We’re at an inflection point in the industry from a technology perspective. It feels like the days when we shifted from proprietary cable modems to DOCSIS [Data Over Cable Service Interface Specifications] modems. There’s a tremendous opportunity … to help advance the vision that’s come from the customers, this next generation architecture project in North America.

MCN: What’s your title and responsibility?

KC: My job title is senior director of video and IPTV development and my responsibilities fall into two categories. One is driving product development in a few areas, the video products that aren’t inside SA. We’re also doing some work on IPTV acceleration in the network — what the network can do to make IPTV and IP video work better.
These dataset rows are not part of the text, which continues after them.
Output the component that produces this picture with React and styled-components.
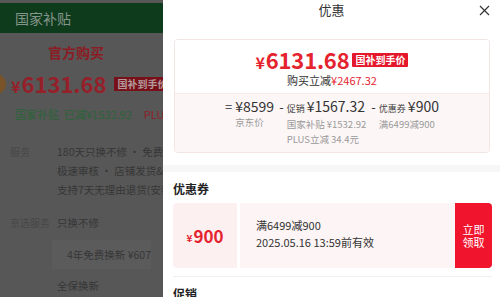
import styled, { createGlobalStyle } from 'styled-components';

const Global = createGlobalStyle`
    html, body {
        margin: 0;
        padding: 0;
        width: 500px;
        height: 297px;
        overflow: hidden;
        background: #fff;
    }
    body {
        font-family: "Noto Sans CJK SC", "Noto Sans", sans-serif;
    }
`

const Page = styled.div`
    display: flex;
    width: 500px;
    height: 297px;
    overflow: hidden;
`

/* dimmed product page behind the drawer */
const Behind = styled.div`
    width: 163px;
    flex-shrink: 0;
    background: #575757;
    overflow: hidden;
    padding-top: 3px;
    white-space: nowrap;
`

const GreenBar = styled.div`
    height: 30px;
    background: #0f3b1d;
    color: #84958a;
    font-size: 14px;
    line-height: 30px;
    padding-left: 15px;
    width: 200px;
`

const Official = styled.div`
    color: #8a1c25;
    font-size: 14px;
    font-weight: 700;
    line-height: 20px;
    margin-top: 9px;
    padding-left: 48px;
`

const PriceLine = styled.div`
    display: flex;
    align-items: center;
    gap: 8px;
    margin-top: 9px;
    height: 26px;
`

const Coin = styled.div`
    width: 20px;
    height: 20px;
    border-radius: 50%;
    background: #7a5428;
    margin-left: -14px;
    flex-shrink: 0;
`

const DimPrice = styled.div`
    color: #96202a;
    font-size: 22px;
    font-weight: 700;
    line-height: 26px;
    margin-left: -3px;
    span {
        font-size: 16px;
        margin-right: 1px;
    }
`

const DimBadge = styled.div`
    background: #781019;
    color: #b39a9c;
    font-size: 10px;
    font-weight: 700;
    padding: 0 3px;
    line-height: 14px;
`

const SubsidyLine = styled.div`
    display: flex;
    font-size: 11px;
    line-height: 16px;
    margin-top: 9px;
    padding-left: 15px;
    color: #2b6438;
    span + span {
        margin-left: 5px;
    }
    b {
        font-weight: 400;
        color: #8f1f28;
        margin-left: 12px;
    }
`

const InfoRow = styled.div`
    display: flex;
    margin-top: ${p => p.$top || 0}px;
`

const InfoLabel = styled.div`
    width: 57px;
    padding-left: 10px;
    box-sizing: border-box;
    flex-shrink: 0;
    color: #474747;
    font-size: 10px;
    line-height: 19px;
`

const InfoText = styled.div`
    color: #363636;
    font-size: 10.5px;
    line-height: 19px;
`

const ServiceBox = styled.div`
    margin: 8px 0 7px -5px;
    padding: 6px 0 6px 15px;
    background: #5b5b5b;
    color: #363636;
    font-size: 10.5px;
    line-height: 17px;
`

/* drawer */
const Drawer = styled.div`
    flex: 1;
    background: #fff;
    overflow: hidden;
`

const DrawerHead = styled.div`
    position: relative;
    height: 20px;
    text-align: center;
    color: #333;
    font-size: 13px;
    line-height: 20px;
`

const Close = styled.button`
    position: absolute;
    right: 10px;
    top: 5px;
    width: 11px;
    height: 11px;
    padding: 0;
    border: none;
    background: none;
    display: flex;
`

const PriceCard = styled.div`
    margin: 19px 10px 0 11px;
    border: 1px solid #f4e4e4;
    border-radius: 4px;
    overflow: hidden;
`

const CardTop = styled.div`
    height: 53px;
    background: #fff;
    display: flex;
    flex-direction: column;
    align-items: center;
    padding-top: 10px;
    box-sizing: border-box;
`

const BigPrice = styled.div`
    display: flex;
    align-items: center;
    height: 20px;
`

const Amount = styled.div`
    color: #e4232f;
    font-size: 22px;
    font-weight: 700;
    line-height: 20px;
    letter-spacing: -0.2px;
    span {
        font-size: 16px;
        margin-right: 1px;
    }
`

const Badge = styled.div`
    margin-left: 3px;
    background: #e4172b;
    color: #fff;
    font-size: 10px;
    font-weight: 700;
    line-height: 14px;
    padding: 0 3px;
    border-radius: 1px;
`

const Reduce = styled.div`
    margin-top: 2px;
    font-size: 11px;
    line-height: 16px;
    color: #333;
    span {
        color: #e4232f;
    }
`

const CardBottom = styled.div`
    height: 59px;
    background: #fdf6f6;
    border-top: 1px solid #f9eaea;
    display: flex;
    justify-content: center;
    padding-top: 4px;
    box-sizing: border-box;
    gap: 5px;
`

const Col = styled.div`
    display: flex;
`

const Op = styled.div`
    color: #333;
    font-size: 13px;
    line-height: 17px;
    margin-right: 3px;
`

const Stack = styled.div`
    display: flex;
    flex-direction: column;
`

const Main = styled.div`
    color: #333;
    font-size: 14px;
    line-height: 17px;
    white-space: nowrap;
    small {
        font-size: 9px;
        color: #444;
        margin-right: 2px;
    }
`

const Sub = styled.div`
    color: #9a9a9a;
    font-size: 9.5px;
    line-height: 15px;
    white-space: nowrap;
`

const Band = styled.div`
    margin-top: 12px;
    height: 7px;
    background: #f7f7f7;
`

const Section = styled.div`
    padding: 9px 8px 0 10px;
`

const Title = styled.div`
    color: #222;
    font-size: 12px;
    font-weight: 700;
    line-height: 16px;
`

const Coupon = styled.div`
    margin-top: 6px;
    height: 65px;
    display: flex;
    gap: 3px;
`

const CouponValue = styled.div`
    width: 64px;
    background: #fdf0f1;
    border-radius: 4px 0 0 4px;
    display: flex;
    align-items: center;
    justify-content: center;
    color: #e4232f;
    font-size: 17px;
    font-weight: 700;
    span {
        font-size: 10px;
        margin-right: 1px;
        margin-top: 3px;
    }
`

const CouponBody = styled.div`
    flex: 1;
    background: #fdf5f5;
    padding: 14px 0 0 16px;
    color: #333;
    font-size: 11px;
    line-height: 17px;
`

const Claim = styled.button`
    width: 37px;
    border: none;
    border-radius: 0 4px 4px 0;
    background: #f0142d;
    color: #fff;
    font-family: inherit;
    font-size: 11px;
    line-height: 13px;
    padding: 0;
    margin-left: -3px;
`

const Divider = styled.div`
    margin-top: 8px;
    height: 1px;
    background: #f0f0f0;
`

const NextTitle = styled(Title)`
    margin-top: 9px;
`

const App = () => {
    return (
        <Page>
            <Global />
            <Behind>
                <GreenBar>国家补贴</GreenBar>
                <Official>官方购买</Official>
                <PriceLine>
                    <Coin />
                    <DimPrice><span>¥</span>6131.68</DimPrice>
                    <DimBadge>国补到手价</DimBadge>
                </PriceLine>
                <SubsidyLine>
                    <span>国家补贴</span>
                    <span>已减¥1532.92</span>
                    <b>PLUS立减</b>
                </SubsidyLine>
                <InfoRow $top={20}>
                    <InfoLabel>服务</InfoLabel>
                    <InfoText>
                        180天只换不修 · 免费上门取件<br />
                        极速审核 · 店铺发货&售后<br />
                        支持7天无理由退货(安装后不支持)
                    </InfoText>
                </InfoRow>
                <InfoRow $top={14}>
                    <InfoLabel>京选服务</InfoLabel>
                    <div>
                        <InfoText>只换不修</InfoText>
                        <ServiceBox>4年免费换新 ¥607</ServiceBox>
                        <InfoText>全保换新</InfoText>
                    </div>
                </InfoRow>
            </Behind>

            <Drawer>
                <DrawerHead>
                    优惠
                    <Close aria-label="close">
                        <svg width="11" height="11" viewBox="0 0 11 11">
                            <path d="M1 1L10 10M10 1L1 10" stroke="#333" strokeWidth="1.2" fill="none" />
                        </svg>
                    </Close>
                </DrawerHead>
                <PriceCard>
                    <CardTop>
                        <BigPrice>
                            <Amount><span>¥</span>6131.68</Amount>
                            <Badge>国补到手价</Badge>
                        </BigPrice>
                        <Reduce>购买立减<span>¥2467.32</span></Reduce>
                    </CardTop>
                    <CardBottom>
                        <Col>
                            <Op>=</Op>
                            <Stack>
                                <Main>¥8599</Main>
                                <Sub>京东价</Sub>
                            </Stack>
                        </Col>
                        <Col>
                            <Op>-</Op>
                            <Stack>
                                <Main><small>促销</small>¥1567.32</Main>
                                <Sub>国家补贴 ¥1532.92</Sub>
                                <Sub>PLUS立减 34.4元</Sub>
                            </Stack>
                        </Col>
                        <Col>
                            <Op>-</Op>
                            <Stack>
                                <Main><small>优惠券</small>¥900</Main>
                                <Sub>满6499减900</Sub>
                            </Stack>
                        </Col>
                    </CardBottom>
                </PriceCard>
                <Band />
                <Section>
                    <Title>优惠券</Title>
                    <Coupon>
                        <CouponValue><span>¥</span>900</CouponValue>
                        <CouponBody>
                            满6499减900<br />
                            2025.05.16 13:59前有效
                        </CouponBody>
                        <Claim>立即<br />领取</Claim>
                    </Coupon>
                    <Divider />
                    <NextTitle>促销</NextTitle>
                </Section>
            </Drawer>
        </Page>
    );
}

export default App;
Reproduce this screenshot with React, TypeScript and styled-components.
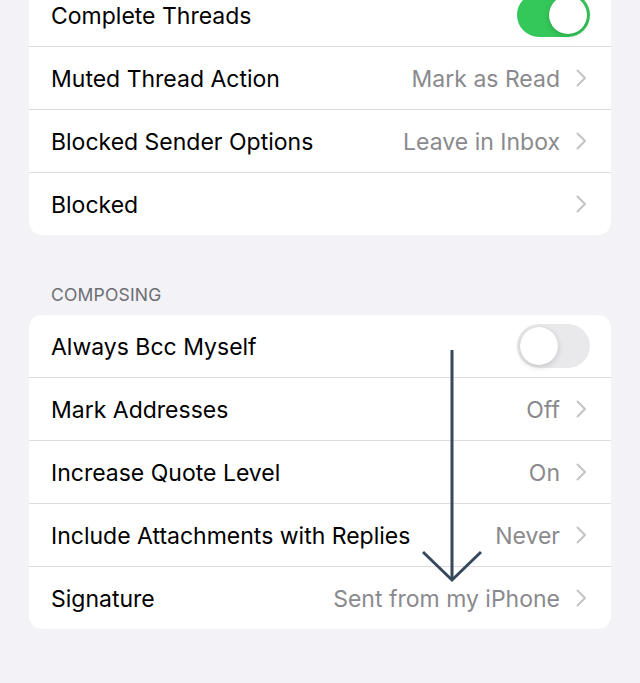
import styled, { createGlobalStyle } from 'styled-components';

const GlobalStyle = createGlobalStyle`
  html, body {
    margin: 0;
    padding: 0;
    background: #f2f2f7;
    overflow: hidden;
  }
  body {
    font-family: Inter, "Liberation Sans", sans-serif;
    -webkit-font-smoothing: antialiased;
  }
`;

const Page = styled.div`
  position: relative;
  width: 640px;
  height: 683px;
  overflow: hidden;
  background: #f2f2f7;
`;

// the list is scrolled a little, so the first row is cut off at the top
const Scroller = styled.div`
  display: flex;
  flex-direction: column;
  padding: 0 29px;
  margin-top: -16px;
`;

const Card = styled.div`
  background: #ffffff;
  border-radius: 13px;
  overflow: hidden;
`;

const SectionHeader = styled.div`
  margin: 49px 0 0 22px;
  height: 31px;
  font-size: 17.5px;
  letter-spacing: 0.2px;
  color: #6d6d72;
`;

const Row = styled.div`
  display: flex;
  align-items: center;
  height: 62px;
  padding: 0 21px 0 22px;

  & + & {
    border-top: 1px solid #dcdce0;
  }
`;

const Label = styled.span`
  flex: 1;
  padding-top: 2px;
  font-size: 23px;
  color: #000000;
  letter-spacing: 0;
`;

const Value = styled.span`
  padding-top: 2px;
  font-size: 23px;
  color: #8a8a8e;
  letter-spacing: 0;
  margin-right: 16px;
`;

const Chevron = styled.svg`
  width: 11px;
  height: 18px;
  margin-right: 3px;
`;

const Track = styled.div<{ $on: boolean }>`
  position: relative;
  width: 73px;
  height: 44px;
  border-radius: 22px;
  background: ${(p) => (p.$on ? '#34c759' : '#e9e9eb')};
`;

const Knob = styled.div<{ $on: boolean }>`
  position: absolute;
  top: 3px;
  left: ${(p) => (p.$on ? '32px' : '3px')};
  width: 38px;
  height: 38px;
  border-radius: 50%;
  background: #ffffff;
  box-shadow: 0 2px 6px rgba(0, 0, 0, 0.15), 0 0 1px rgba(0, 0, 0, 0.12);
`;

const Arrow = styled.svg`
  position: absolute;
  left: 420px;
  top: 348px;
  width: 64px;
  height: 236px;
`;

const Switch = ({ on }: { on: boolean }) => (
  <Track $on={on}>
    <Knob $on={on} />
  </Track>
);

const ChevronIcon = () => (
  <Chevron viewBox="0 0 11 18">
    <path d="M1.5 1.5 L9 9 L1.5 16.5" fill="none" stroke="#c4c4c7" strokeWidth="2" strokeLinecap="round" strokeLinejoin="round" />
  </Chevron>
);

type Item = { label: string; value?: string; toggle?: boolean };

const mailItems: Item[] = [
  { label: 'Complete Threads', toggle: true },
  { label: 'Muted Thread Action', value: 'Mark as Read' },
  { label: 'Blocked Sender Options', value: 'Leave in Inbox' },
  { label: 'Blocked', value: '' },
];

const composingItems: Item[] = [
  { label: 'Always Bcc Myself', toggle: false },
  { label: 'Mark Addresses', value: 'Off' },
  { label: 'Increase Quote Level', value: 'On' },
  { label: 'Include Attachments with Replies', value: 'Never' },
  { label: 'Signature', value: 'Sent from my iPhone' },
];

const SettingsRow = ({ item }: { item: Item }) => (
  <Row>
    <Label>{item.label}</Label>
    {item.toggle !== undefined ? (
      <Switch on={item.toggle} />
    ) : (
      <>
        {item.value ? <Value>{item.value}</Value> : null}
        <ChevronIcon />
      </>
    )}
  </Row>
);

export default function App() {
  return (
    <Page>
      <GlobalStyle />
      <Scroller>
        <Card>
          {mailItems.map((it) => (
            <SettingsRow key={it.label} item={it} />
          ))}
        </Card>
        <SectionHeader>COMPOSING</SectionHeader>
        <Card>
          {composingItems.map((it) => (
            <SettingsRow key={it.label} item={it} />
          ))}
        </Card>
      </Scroller>
      <Arrow viewBox="0 0 64 236">
        <path d="M32 2 L32 232" stroke="#364859" strokeWidth="3" fill="none" />
        <path d="M3 204 L32 232 L61 204" stroke="#364859" strokeWidth="3" fill="none" />
      </Arrow>
    </Page>
  );
}
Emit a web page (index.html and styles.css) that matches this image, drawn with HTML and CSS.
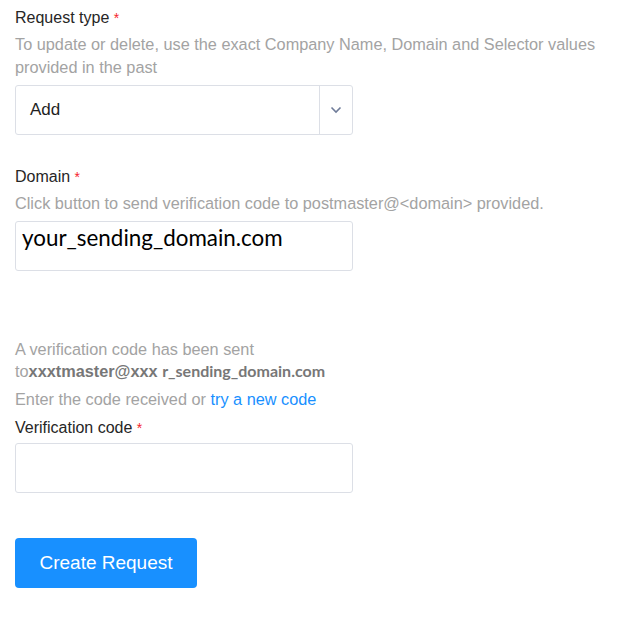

MCN: What’s the Compton definition of IPTV?

KC: I use the term when it’s end-to-end IP [meaning content travels only as digital packets, from its origination point to the set-top box]. The magic in IPTV has a lot to do with being end to end, and the fact you can introduce new functions by just changing the inputs. It’s different from legacy video in the same way voice-over-IP is different from circuit-switched [telephony], in that you don’t have to make changes each step of the way.

With that definition, I don’t view IPTV as a telco phenomenon. It applies to cable as well and, in fact, my personal prediction is that things like wideband and DOCSIS 3.0 may achieve critical mass of IPTV before many telcos.

MCN: The cable industry has been criticized for not acting quickly enough with potential competitive threats. How much do you buy into that?

KC: You go in these cycles where there is heavy investment in infrastructure. What you have going on right now is tremendous platform building in the cable industry, at least on the engineering side and among the vendors. You have these massive platforms — the converged IP networks themselves and the content-distribution networks. All these things are enablers. And what you’re trying to get to is an end-to-end IP signaling path. IP is a good answer for everything but the two end points. A lot of those projects (Open Cable Application Platform [OCAP], digital signaling gateways, downloadable conditional access security) are focusing on the end points, mostly the set-top box.

It could appear as lack of innovation on the services side, but in fact they are realizing that this service velocity thing is really important as this industry comes into a more and more competitive situation. What they are doing is investing now so that they have the platform.